Il ressort de ce témoignage d'un collègue de travail de M. [F], présent sur les lieux, que ce dernier a souffert du dos lors d'une manipulation de charges le 18 avril 2018 sur son lieu de travail.
Le certificat médical initial établi le 18 avril 2018 par le docteur [L] fait état de 'lombalgie + cruralgie G', soit des lésions parfaitement compatibles avec les déclarations de M. [F] faisant état de douleurs brusques et soudaines survenues sur le lieu du travail.
Si la caisse établit l'existence d'un arrêt de travail du salarié antérieur au fait accidentel, il ne résulte pas des éléments produits que cet arrêt de travail ait été en lien avec des problèmes de lombalgie. La caisse ne verse aux débats aucun élément corroborant les allégations de l'employeur selon lesquelles le salarié aurait souffert de lombalgie les semaines précédentes.
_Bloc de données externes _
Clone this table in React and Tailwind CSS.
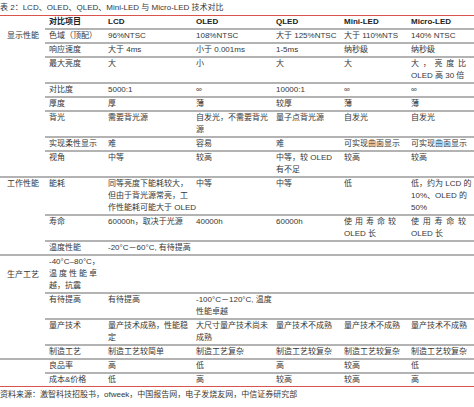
const rows = [
  { cells: ['对比项目', 'LCD', 'OLED', 'QLED', 'Mini-LED', 'Micro-LED'], bold: true },
  { group: '显示性能', cells: ['色域（顶配）', '96%NTSC', '108%NTSC', '大于 125%NTSC', '大于 110%NTS', '140% NTSC'] },
  { cells: ['响应速度', '大于 4ms', '小于 0.001ms', '1-5ms', '纳秒级', '纳秒级'] },
  { cells: ['最大亮度', '大', '小', '大', '大', [{ t: '大，亮度比', w: 'w-[55px]' }, 'OLED 高 30 倍']] },
  { cells: ['对比度', '5000:1', '∞', '10000:1', '∞', '∞'] },
  { cells: ['厚度', '厚', '薄', '较厚', '薄', '薄'] },
  { cells: ['背光', '需要背光源', ['自发光，不需要背光', '源'], '量子点背光源', '自发光', '自发光'] },
  { cells: ['实现柔性显示', '难', '容易', '难', '可实现曲面显示', '可实现曲面显示'] },
  { cells: ['视角', '中等', '较高', ['中等，较 OLED', '有不足'], '较高', '较高'], full: true },
  {
    group: '工作性能',
    cells: [
      '能耗',
      ['同等亮度下能耗较大，', '但由于背光源常亮，工', '作性能耗可能大于 OLED'],
      '中等',
      '中等',
      '低',
      ['低，约为 LCD 的', '10%、OLED 的', '50%'],
    ],
  },
  {
    cells: [
      '寿命',
      '60000h，取决于光源',
      '40000h',
      '60000h',
      [{ t: '使用寿命较', w: 'w-[52px]' }, 'OLED 长'],
      [{ t: '使用寿命较', w: 'w-[55px]' }, 'OLED 长'],
    ],
  },
  { cells: ['温度性能', '-20°C－60°C, 有待提高', '', '', '', ''], full: true },
  {
    group: '生产工艺',
    center: true,
    cells: [['-40°C–80°C，', { t: '温度性能卓', w: 'w-[48px]' }, '越，抗震'], '', '', '', '', ''],
  },
  { cells: ['有待提高', '有待提高', ['-100°C－120°C, 温度', '性能卓越'], '', '', ''] },
  {
    cells: [
      '量产技术',
      ['量产技术成熟，性能稳', '定'],
      ['大尺寸量产技术尚未', '成熟'],
      '量产技术不成熟',
      '量产技术不成熟',
      '量产技术不成熟',
    ],
  },
  { cells: ['制造工艺', '制造工艺较简单', '制造工艺复杂', '制造工艺较复杂', '制造工艺较复杂', '制造工艺较复杂'], full: true },
  { cells: ['良品率', '高', '低', '高', '较高', '低'] },
  { cells: ['成本&价格', '低', '高', '较高', '较高', '高'], red: true },
];

function Cell({ value, bold }) {
  const lines = Array.isArray(value) ? value : [value];
  return (
    <div className={`pl-1 ${bold ? 'font-bold text-[#222]' : ''}`}>
      {lines.map((line, i) =>
        typeof line === 'string' ? (
          <div key={i} className="whitespace-nowrap">
            {line}
          </div>
        ) : (
          <div key={i} className={`text-justify [text-align-last:justify] ${line.w}`}>
            {line.t}
          </div>
        )
      )}
    </div>
  );
}

function Row({ row }) {
  const line = row.red ? 'border-b border-[#d9534f]' : 'border-b-2 border-[#b3b3b3]';
  const edge = row.full || row.red;
  return (
    <div className="flex">
      <div
        className={`w-[45px] shrink-0 pl-[7px] whitespace-nowrap ${edge ? line : ''} ${
          row.center ? 'flex items-center' : ''
        }`}
      >
        {row.group}
      </div>
      <div className={`flex-1 grid grid-cols-[59px_88px_80px_68px_67px_67px] ${line}`}>
        {row.cells.map((c, i) => (
          <Cell key={i} value={c} bold={row.bold} />
        ))}
      </div>
    </div>
  );
}

export default function App() {
  return (
    <div className="w-[474px] h-[407px] bg-white text-[#363636] text-[8px] leading-[12px] font-['Liberation_Sans','Noto_Sans_CJK_SC',sans-serif] overflow-hidden">
      <div className="h-[16px] leading-[15px] border-b border-[#d9534f] whitespace-nowrap">
        表 2：LCD、OLED、QLED、Mini-LED 与 Micro-LED 技术对比
      </div>
      {rows.map((r, i) => (
        <Row key={i} row={r} />
      ))}
      <div className="pt-[2px] whitespace-nowrap">
        资料来源：激智科技招股书，ofweek，中国报告网，电子发烧友网，中信证券研究部
      </div>
    </div>
  );
}
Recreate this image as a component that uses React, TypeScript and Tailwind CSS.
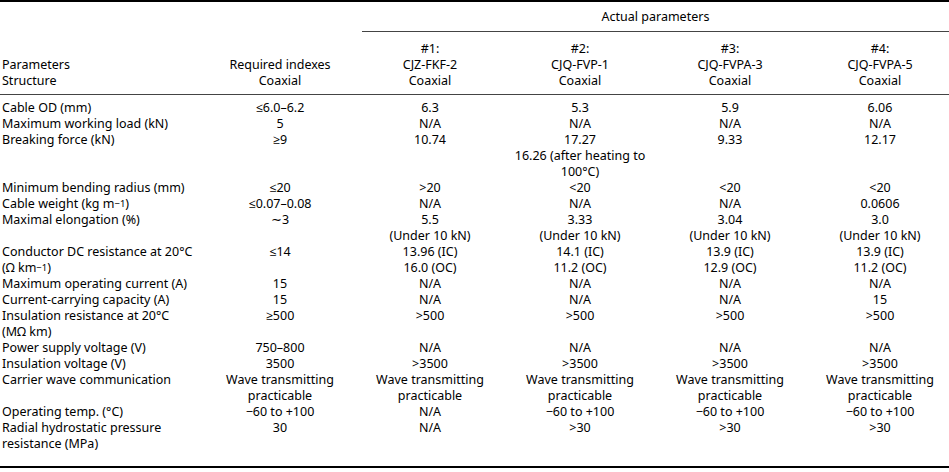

La simple déclaration tardive d'accident de travail ne saurait d'office faire perdre au salarié le bénéfice de la présomption d'imputabilité, notamment en présence d'un certificat initial établi par un médecin le jour de la survenance des faits, lequel médecin atteste que la date de première constatation des faits est concomitante à la date du fait accidentel invoqué par le salarié.
Par ailleurs, le caractère tardif de la déclaration d'accident par le salarié auprès de son employeur ( 5 jours) peut s'expliquer par le fait que M. [F] a été placé en arrêt de travail.
Ces circonstances ne sont en toute hypothèse pas de nature à faire échec à la présomption d'imputabilité applicable en l'espèce, la matérialité de l'accident étant suffisamment établie.
En conséquence, il y a lieu de confirmer le jugement déféré.
PAR CES MOTIFS
La cour, statuant contradictoirement et en dernier ressort ;
Déclare recevable l'appel interjeté par la caisse primaire d'assurance maladie de Rouen-Elbeuf-Dieppe ;
Confirme en toutes ses dispositions le jugement du tribunal judiciaire de Rouen du 21 janvier 2020 ;
Y ajoutant :
Condamne la caisse primaire d'assurance maladie de Rouen-Elbeuf-Dieppe aux entiers dépens d'appel.